Probably the fact that the institutions of the 'free market' are founded on capital accumulation and the extraction of value from wage labour; to put it another way, 'market' implies 'labour market'. As somebody (Raymond Williams?) said, the market sounds friendly and empowering when you think of it in terms of apples and herring - but as a worker you're the herring, not the buyer.

Will Davies

Ah, yes, that is indeed the answer... or at least, the Marxist answer. Good point.

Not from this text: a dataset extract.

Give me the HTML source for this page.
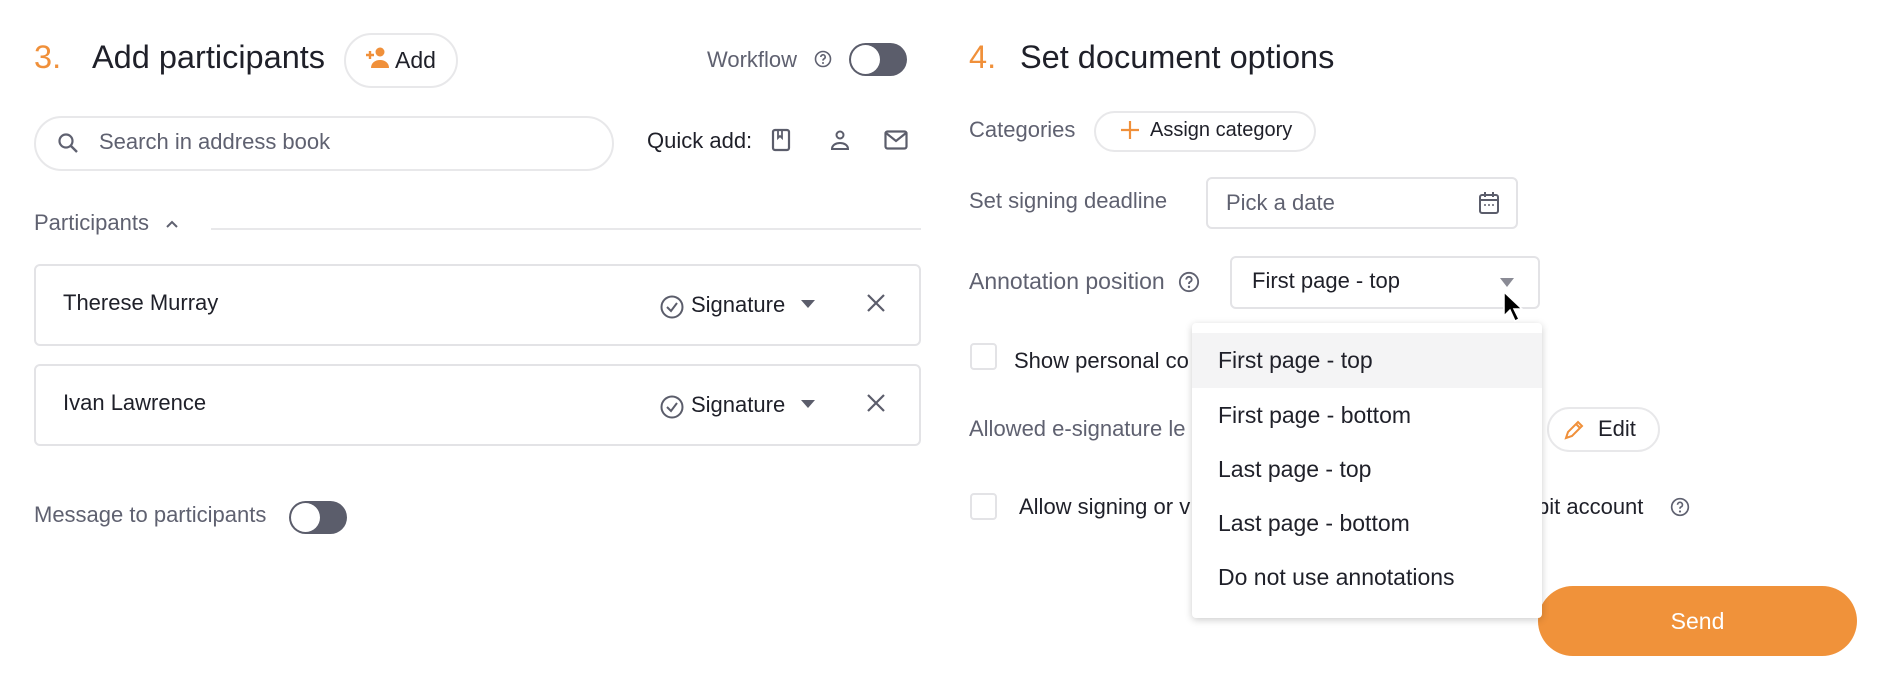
<!DOCTYPE html>
<html><head><meta charset="utf-8"><style>
*{box-sizing:border-box;margin:0;padding:0}
body{width:1888px;height:699px;background:#fff;font-family:"Liberation Sans",Arial,sans-serif;position:relative;overflow:hidden;color:#1f2029}
.a{position:absolute;white-space:nowrap}
.h{font-size:32.5px;color:#1f2029}
.num{color:#f0903a}
.lbl{font-size:22px;color:#5f6170}
.t{font-size:22px;color:#1f2029}
.pill{position:absolute;border:2px solid #e8e8ea;border-radius:30px;background:#fff}
.box{position:absolute;border:2px solid #e3e3e6;border-radius:6px;background:#fff}
.tog{position:absolute;background:#5b5d6b;border-radius:20px}
.tog::after{content:"";position:absolute;left:2px;top:2px;bottom:2px;aspect-ratio:1;border-radius:50%;background:#fff}
.cb{position:absolute;width:27px;height:27px;border:2px solid #e3e3e6;border-radius:4px;background:#fff}
.dd{font-size:23px}
</style></head><body>

<div class="a h" style="left:34px;top:39px"><span class="num">3.</span></div>
<div class="a h" style="left:92px;top:39px">Add participants</div>
<div class="pill" style="left:344px;top:33px;width:114px;height:55px"></div>
<svg class="a" style="left:364px;top:47px" width="26" height="22" viewBox="0 0 26 22"><path d="M2 8h8M6 4v8" stroke="#f0903a" stroke-width="2.4"/><circle cx="16" cy="5" r="4.5" fill="#f0903a"/><path d="M7 21c0-5 4-8 9-8s9 3 9 8z" fill="#f0903a"/></svg>
<div class="a t" style="left:395px;top:47px;font-size:23px">Add</div>

<div class="a lbl" style="left:707px;top:47px">Workflow</div>
<svg class="a" style="left:814px;top:50px" width="18" height="18" viewBox="0 0 18 18"><circle cx="9" cy="9" r="7.5" fill="none" stroke="#5f6170" stroke-width="1.6"/><path d="M6.8 7a2.2 2.2 0 1 1 3 2c-.7.3-.8.8-.8 1.6" fill="none" stroke="#5f6170" stroke-width="1.6"/><circle cx="9" cy="13" r="1" fill="#5f6170"/></svg>
<div class="tog" style="left:849px;top:43px;width:58px;height:33px"></div>

<div class="pill" style="left:34px;top:116px;width:580px;height:55px"></div>
<svg class="a" style="left:56px;top:131px" width="24" height="24" viewBox="0 0 24 24"><circle cx="10" cy="10" r="6.5" fill="none" stroke="#5f6170" stroke-width="2.2"/><path d="M15 15l6 6" stroke="#5f6170" stroke-width="2.4"/></svg>
<div class="a lbl" style="left:99px;top:129px">Search in address book</div>
<div class="a t" style="left:647px;top:128px">Quick add:</div>
<svg class="a" style="left:771px;top:128px" width="20" height="24" viewBox="0 0 20 24"><rect x="2" y="2" width="16" height="20" rx="2" fill="none" stroke="#5b5d6b" stroke-width="2.2"/><path d="M7 2v8l2-2 2 2V2" fill="none" stroke="#5b5d6b" stroke-width="1.8"/></svg>
<svg class="a" style="left:829px;top:129px" width="22" height="22" viewBox="0 0 22 22"><circle cx="11" cy="6" r="3.5" fill="none" stroke="#5b5d6b" stroke-width="2"/><path d="M3 20c0-4 4-6 8-6s8 2 8 6z" fill="none" stroke="#5b5d6b" stroke-width="2"/></svg>
<svg class="a" style="left:884px;top:130px" width="24" height="20" viewBox="0 0 24 20"><rect x="1.5" y="1.5" width="21" height="17" rx="2" fill="none" stroke="#5b5d6b" stroke-width="2.2"/><path d="M2 3l10 8 10-8" fill="none" stroke="#5b5d6b" stroke-width="2.2"/></svg>

<div class="a lbl" style="left:34px;top:210px">Participants</div>
<svg class="a" style="left:165px;top:219px" width="14" height="10" viewBox="0 0 14 10"><path d="M2 8l5-5 5 5" fill="none" stroke="#5f6170" stroke-width="2"/></svg>
<div class="a" style="left:211px;top:228px;width:710px;height:2px;background:#e8e8ea"></div>

<div class="box" style="left:34px;top:264px;width:887px;height:82px"></div>
<div class="a t" style="left:63px;top:290px">Therese Murray</div>
<div class="box" style="left:34px;top:364px;width:887px;height:82px"></div>
<div class="a t" style="left:63px;top:390px">Ivan Lawrence</div>
<svg class="a" style="left:659px;top:294px" width="26" height="26" viewBox="0 0 26 26"><circle cx="13" cy="13" r="10.5" fill="none" stroke="#5b5d6b" stroke-width="2"/><path d="M8 13l4 4 6-8" fill="none" stroke="#5b5d6b" stroke-width="2"/></svg>
<div class="a t" style="left:691px;top:292px">Signature</div>
<svg class="a" style="left:800px;top:299px" width="16" height="10"><path d="M1 1h14l-7 8z" fill="#5b5d6b"/></svg>
<svg class="a" style="left:866px;top:293px" width="20" height="20"><path d="M2 2l16 16M18 2L2 18" stroke="#5b5d6b" stroke-width="2.2"/></svg>
<svg class="a" style="left:659px;top:394px" width="26" height="26" viewBox="0 0 26 26"><circle cx="13" cy="13" r="10.5" fill="none" stroke="#5b5d6b" stroke-width="2"/><path d="M8 13l4 4 6-8" fill="none" stroke="#5b5d6b" stroke-width="2"/></svg>
<div class="a t" style="left:691px;top:392px">Signature</div>
<svg class="a" style="left:800px;top:399px" width="16" height="10"><path d="M1 1h14l-7 8z" fill="#5b5d6b"/></svg>
<svg class="a" style="left:866px;top:393px" width="20" height="20"><path d="M2 2l16 16M18 2L2 18" stroke="#5b5d6b" stroke-width="2.2"/></svg>

<div class="a lbl" style="left:34px;top:502px">Message to participants</div>
<div class="tog" style="left:289px;top:501px;width:58px;height:33px"></div>

<div class="a h" style="left:969px;top:39px"><span class="num">4.</span></div>
<div class="a h" style="left:1020px;top:39px">Set document options</div>

<div class="a lbl" style="left:969px;top:117px">Categories</div>
<div class="pill" style="left:1094px;top:111px;width:222px;height:41px"></div>
<svg class="a" style="left:1120px;top:120px" width="20" height="20"><path d="M10 1v18M1 10h18" stroke="#f0903a" stroke-width="2.2"/></svg>
<div class="a t" style="left:1150px;top:119px;font-size:20px">Assign category</div>

<div class="a lbl" style="left:969px;top:188px">Set signing deadline</div>
<div class="box" style="left:1206px;top:177px;width:312px;height:52px"></div>
<div class="a lbl" style="left:1226px;top:190px">Pick a date</div>
<svg class="a" style="left:1478px;top:191px" width="22" height="24" viewBox="0 0 22 24"><rect x="2" y="4" width="18" height="18" rx="2" fill="none" stroke="#5b5d6b" stroke-width="2"/><path d="M2 9h18M7 1v5M15 1v5" stroke="#5b5d6b" stroke-width="2"/><path d="M6 14h2M10 14h2M14 14h2" stroke="#5b5d6b" stroke-width="1.6"/></svg>

<div class="a lbl" style="left:969px;top:268px;font-size:23px">Annotation position</div>
<svg class="a" style="left:1178px;top:271px" width="22" height="22" viewBox="0 0 18 18"><circle cx="9" cy="9" r="7.5" fill="none" stroke="#5f6170" stroke-width="1.5"/><path d="M6.8 7a2.2 2.2 0 1 1 3 2c-.7.3-.8.8-.8 1.6" fill="none" stroke="#5f6170" stroke-width="1.5"/><circle cx="9" cy="13" r="1" fill="#5f6170"/></svg>
<div class="box" style="left:1230px;top:256px;width:310px;height:53px"></div>
<div class="a t" style="left:1252px;top:268px">First page - top</div>
<svg class="a" style="left:1500px;top:278px" width="14" height="9"><path d="M0 0h14l-7 9z" fill="#8a8b95"/></svg>

<div class="cb" style="left:970px;top:343px"></div>
<div class="a t" style="left:1014px;top:348px">Show personal co</div>
<div class="a lbl" style="left:969px;top:416px">Allowed e-signature le</div>
<div class="pill" style="left:1547px;top:407px;width:113px;height:45px"></div>
<svg class="a" style="left:1562px;top:418px" width="24" height="24" viewBox="0 0 24 24"><path d="M4 20l2-6L16 4l4 4-10 10z" fill="none" stroke="#f0903a" stroke-width="2"/><path d="M14 6l4 4" stroke="#f0903a" stroke-width="2"/></svg>
<div class="a t" style="left:1598px;top:416px">Edit</div>
<div class="cb" style="left:970px;top:493px"></div>
<div class="a t" style="left:1019px;top:494px">Allow signing or v</div>
<div class="a t" style="left:1537px;top:494px">bit account</div>
<svg class="a" style="left:1670px;top:497px" width="20" height="20" viewBox="0 0 18 18"><circle cx="9" cy="9" r="7.5" fill="none" stroke="#5f6170" stroke-width="1.5"/><path d="M6.8 7a2.2 2.2 0 1 1 3 2c-.7.3-.8.8-.8 1.6" fill="none" stroke="#5f6170" stroke-width="1.5"/><circle cx="9" cy="13" r="1" fill="#5f6170"/></svg>

<div class="a" style="left:1538px;top:586px;width:319px;height:70px;background:#f0923a;border-radius:35px;color:#fff;font-size:23px;text-align:center;line-height:70px">Send</div>

<div class="a" style="left:1192px;top:323px;width:350px;height:295px;background:#fff;border-radius:4px;box-shadow:0 2px 8px rgba(0,0,0,.2)">
<div style="position:absolute;left:0;top:10px;width:350px;height:55px;background:#f4f4f5"></div>
<div class="a t dd" style="left:26px;top:24px">First page - top</div>
<div class="a t dd" style="left:26px;top:79px">First page - bottom</div>
<div class="a t dd" style="left:26px;top:133px">Last page - top</div>
<div class="a t dd" style="left:26px;top:187px">Last page - bottom</div>
<div class="a t dd" style="left:26px;top:241px">Do not use annotations</div>
</div>

<svg class="a" style="left:1502px;top:290px" width="22" height="34" viewBox="0 0 22 34"><path d="M2 2v24l6-6 5 11 4-2-5-10h8z" fill="#000" stroke="#fff" stroke-width="1.5"/></svg>
</body></html>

I guess I was thinking more in terms of the social democratic left, or the general cultural critique of the market as a soul-less place which destroys community, alienates us, knows the price of everything and the value of nothing etc. Because the modernist response might well be: good, give me New York over Axminister any day of the week.

Simon

The problem with the general cultural critique is that that's all it is - a critique that doesn't lead anywhere. I suppose that this critique is probably part of a hangover from postwar radicalism, which saw the rise of the community society as a source of false consciousness, or part of a society of spectacle that deflected the working classes from realising their revolutionary destiny.

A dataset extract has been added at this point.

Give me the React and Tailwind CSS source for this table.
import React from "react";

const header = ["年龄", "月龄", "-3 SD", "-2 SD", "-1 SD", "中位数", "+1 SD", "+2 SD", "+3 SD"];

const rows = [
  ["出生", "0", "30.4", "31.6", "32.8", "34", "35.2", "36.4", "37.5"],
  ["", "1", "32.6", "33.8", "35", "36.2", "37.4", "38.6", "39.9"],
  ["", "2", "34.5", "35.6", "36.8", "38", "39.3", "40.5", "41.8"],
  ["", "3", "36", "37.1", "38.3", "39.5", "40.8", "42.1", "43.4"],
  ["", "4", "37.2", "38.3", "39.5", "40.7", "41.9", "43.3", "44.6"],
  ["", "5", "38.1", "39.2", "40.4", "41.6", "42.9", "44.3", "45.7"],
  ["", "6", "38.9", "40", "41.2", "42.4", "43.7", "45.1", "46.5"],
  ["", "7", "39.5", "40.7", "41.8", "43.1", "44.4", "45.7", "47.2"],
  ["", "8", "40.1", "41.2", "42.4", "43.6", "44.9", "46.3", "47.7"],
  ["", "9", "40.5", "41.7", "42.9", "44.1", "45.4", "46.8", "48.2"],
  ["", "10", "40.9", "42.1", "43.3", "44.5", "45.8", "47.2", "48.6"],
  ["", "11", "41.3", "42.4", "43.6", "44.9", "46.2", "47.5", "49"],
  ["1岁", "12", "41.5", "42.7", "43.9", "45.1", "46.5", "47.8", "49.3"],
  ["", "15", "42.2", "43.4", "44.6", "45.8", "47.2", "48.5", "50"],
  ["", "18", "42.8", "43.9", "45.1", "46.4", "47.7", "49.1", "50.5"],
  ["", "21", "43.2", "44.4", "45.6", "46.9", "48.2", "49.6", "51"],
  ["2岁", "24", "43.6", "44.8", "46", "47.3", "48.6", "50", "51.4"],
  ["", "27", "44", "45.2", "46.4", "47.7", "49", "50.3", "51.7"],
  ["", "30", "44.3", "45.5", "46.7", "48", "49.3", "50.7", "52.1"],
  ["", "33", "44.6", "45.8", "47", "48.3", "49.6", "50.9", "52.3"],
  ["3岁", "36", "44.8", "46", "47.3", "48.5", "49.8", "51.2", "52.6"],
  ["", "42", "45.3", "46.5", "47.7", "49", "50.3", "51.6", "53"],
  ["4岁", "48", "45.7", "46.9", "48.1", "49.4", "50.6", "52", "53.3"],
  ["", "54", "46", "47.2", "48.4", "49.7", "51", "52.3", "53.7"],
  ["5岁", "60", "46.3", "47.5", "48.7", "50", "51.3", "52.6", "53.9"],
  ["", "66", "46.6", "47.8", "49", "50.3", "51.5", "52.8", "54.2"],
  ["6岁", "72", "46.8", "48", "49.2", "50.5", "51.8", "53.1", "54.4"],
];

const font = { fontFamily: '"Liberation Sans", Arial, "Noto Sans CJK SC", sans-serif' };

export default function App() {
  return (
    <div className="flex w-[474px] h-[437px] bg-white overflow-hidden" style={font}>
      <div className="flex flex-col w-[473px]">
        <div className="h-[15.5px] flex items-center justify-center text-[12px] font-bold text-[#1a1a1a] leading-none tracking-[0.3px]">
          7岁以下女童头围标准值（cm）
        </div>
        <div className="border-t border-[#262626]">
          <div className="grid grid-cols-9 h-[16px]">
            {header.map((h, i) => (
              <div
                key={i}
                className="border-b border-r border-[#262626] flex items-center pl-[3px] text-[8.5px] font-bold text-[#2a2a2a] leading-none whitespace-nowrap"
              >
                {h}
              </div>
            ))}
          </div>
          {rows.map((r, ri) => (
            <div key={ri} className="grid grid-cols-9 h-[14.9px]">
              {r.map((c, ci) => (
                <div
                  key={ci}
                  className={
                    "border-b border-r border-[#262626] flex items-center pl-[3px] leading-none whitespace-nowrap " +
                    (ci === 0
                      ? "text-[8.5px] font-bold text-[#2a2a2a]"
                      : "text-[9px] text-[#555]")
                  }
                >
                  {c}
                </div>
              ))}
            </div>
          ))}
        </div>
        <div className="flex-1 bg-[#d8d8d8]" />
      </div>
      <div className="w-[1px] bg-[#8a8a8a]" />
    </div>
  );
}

Apart from being deeply patronising, it's a critique that ignores the obvious benefits and pleasures of the market - increasing opportunity for self-creation, the fact that shopping can be (whisper it) fun, the fact that 'the market' appears to be a very effective form of wealth creation (but not distribution). Those have to be weighed against the market's undoubted negatives.

I've yet to see a coherent leftist plan for an alternative to the market. But I wonder if the market isn't creating that alternative itself. The rise of pro-am producers, social production, knowlede work and collborative lifestyles, combined with a concern for authenticity and values, could point the way towards some sort of return to knowledge-based cottage industry. At least, the think tank work in sometimes feels a bit like that.

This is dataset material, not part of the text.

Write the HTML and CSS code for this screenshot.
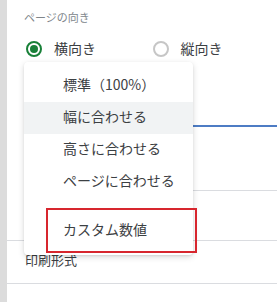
FILE: index.html
```html
<!DOCTYPE html>
<html lang="ja">
<head>
    <meta charset="UTF-8">
    <meta name="viewport" content="width=device-width, initial-scale=1.0">
    <title>印刷設定</title>
    <link rel="stylesheet" href="styles.css">
</head>
<body>
    <div class="panel">
        <!-- Page orientation -->
        <div class="orient">
            <div class="label">ページの向き</div>
            <div class="radios">
                <label class="option">
                    <span class="radio checked"></span>
                    <span>横向き</span>
                </label>
                <label class="option">
                    <span class="radio"></span>
                    <span>縦向き</span>
                </label>
            </div>
        </div>

        <!-- Scale fields (behind the menu) -->
        <div class="field scale"></div>
        <div class="field custom"></div>

        <div class="row">印刷形式</div>
        <div class="row last">ヘッダーとフッター</div>
    </div>

    <!-- Scale dropdown -->
    <ul class="menu">
        <li class="item">標準（100%）</li>
        <li class="item active">幅に合わせる</li>
        <li class="item">高さに合わせる</li>
        <li class="item">ページに合わせる</li>
        <li class="sep"></li>
        <li class="item">カスタム数値</li>
    </ul>

    <!-- Annotation -->
    <div class="highlight-box"></div>
</body>
</html>
```

FILE: styles.css
```css
* {
    box-sizing: border-box;
}

body {
    margin: 0;
    font-family: "Noto Sans CJK JP", "Noto Sans", sans-serif;
    color: #3c4043;
    background-color: #ffffff;
    overflow: hidden;
}

.panel {
    position: relative;
    min-height: 302px;
    border-left: 7px solid #dcdcdc;
    padding-top: 10px;
}

.orient {
    padding-left: 17px;
}

.label {
    font-size: 11px;
    line-height: 14px;
    color: #80868b;
}

.radios {
    display: flex;
    align-items: center;
    margin-top: 15px;
    height: 20px;
}

.option {
    display: flex;
    align-items: center;
    gap: 12px;
    width: 135px;
    padding-left: 2px;
    font-size: 14px;
    line-height: 20px;
}

.option span:last-child {
    margin-top: -2px;
}

.radio {
    position: relative;
    width: 16px;
    height: 16px;
    border: 2px solid #c6c6c6;
    border-radius: 50%;
}

.radio.checked {
    border-color: #188038;
}

.radio.checked::after {
    content: "";
    position: absolute;
    left: 2px;
    top: 2px;
    width: 8px;
    height: 8px;
    border-radius: 50%;
    background-color: #188038;
}

.field {
    margin-left: 17px;
}

.field.scale {
    height: 68px;
    border-bottom: 2px solid #4d7cc4;
}

.field.custom {
    height: 64px;
    border-bottom: 1px solid #dadce0;
    margin-bottom: 49px;
}

.row {
    height: 44px;
    padding-left: 18px;
    border-top: 1px solid #dadce0;
    font-size: 13px;
    line-height: 38px;
    color: #3c4043;
}

.row.last {
    line-height: 20px;
    padding-top: 14px;
}

.row + .row {
    margin-top: -1px;
}

.menu {
    position: absolute;
    left: 24px;
    top: 62px;
    width: 169px;
    margin: 0;
    padding: 8px 0;
    list-style-type: none;
    background-color: #ffffff;
    border-radius: 4px;
    box-shadow: 0 2px 6px rgba(0, 0, 0, 0.15), 0 1px 2px rgba(0, 0, 0, 0.08);
}

.item {
    height: 32px;
    padding-left: 39px;
    font-size: 14px;
    line-height: 28px;
    white-space: nowrap;
}

.item.active {
    background-color: #f1f3f4;
}

.sep {
    height: 17px;
}

.highlight-box {
    position: absolute;
    left: 46px;
    top: 208px;
    width: 151px;
    height: 45px;
    border: 2px solid #d7262e;
}
```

Perhaps too optimistic and petit bourgeois - and certainly it raises the question of what happens to the people who are outside the cottages - can we include them in mutual support mechanisms based around knowledge work (what about a return to paternalism with knowledge firms voluntarily supporting the cleaners?

William

> sickly tones of petit bourgeois conservatism

Indeed, Fearnley Whittingstall is
- posh
- double barrelled
But there's nothing sickly about him. He radiates health, energy, enthusiasm, passion about the origin and quality of food. There's an earthy courage in how he goes about his work which is the antithesis of the bullying supermarket buyer.

What leads you to complain about his voice being heard? What would concern you about him offering other produce in competition with Tesco?

Will Davies

Apologies - as a posh person myself, my comment was not some piece of inverted snobbery. 'Petit bourgeois' is a specific social category of business people who attempt to conserve some pre-capitalist idyll, but still seek to become reasonably wealthy. The reason this often appears sickly is that it has a strong element of NIMBYism. Rather like the New Urbanist movement (Poundbury etc), it turns its back on the reality of the industrial age in order to create miniature zones of peace and harmony, which must by virtue of their scale remain exclusive. I guess I'm lumping him together with that sort of thing - maybe I've got the wrong end of the stick with him, as I don't know a great deal about his philosophy.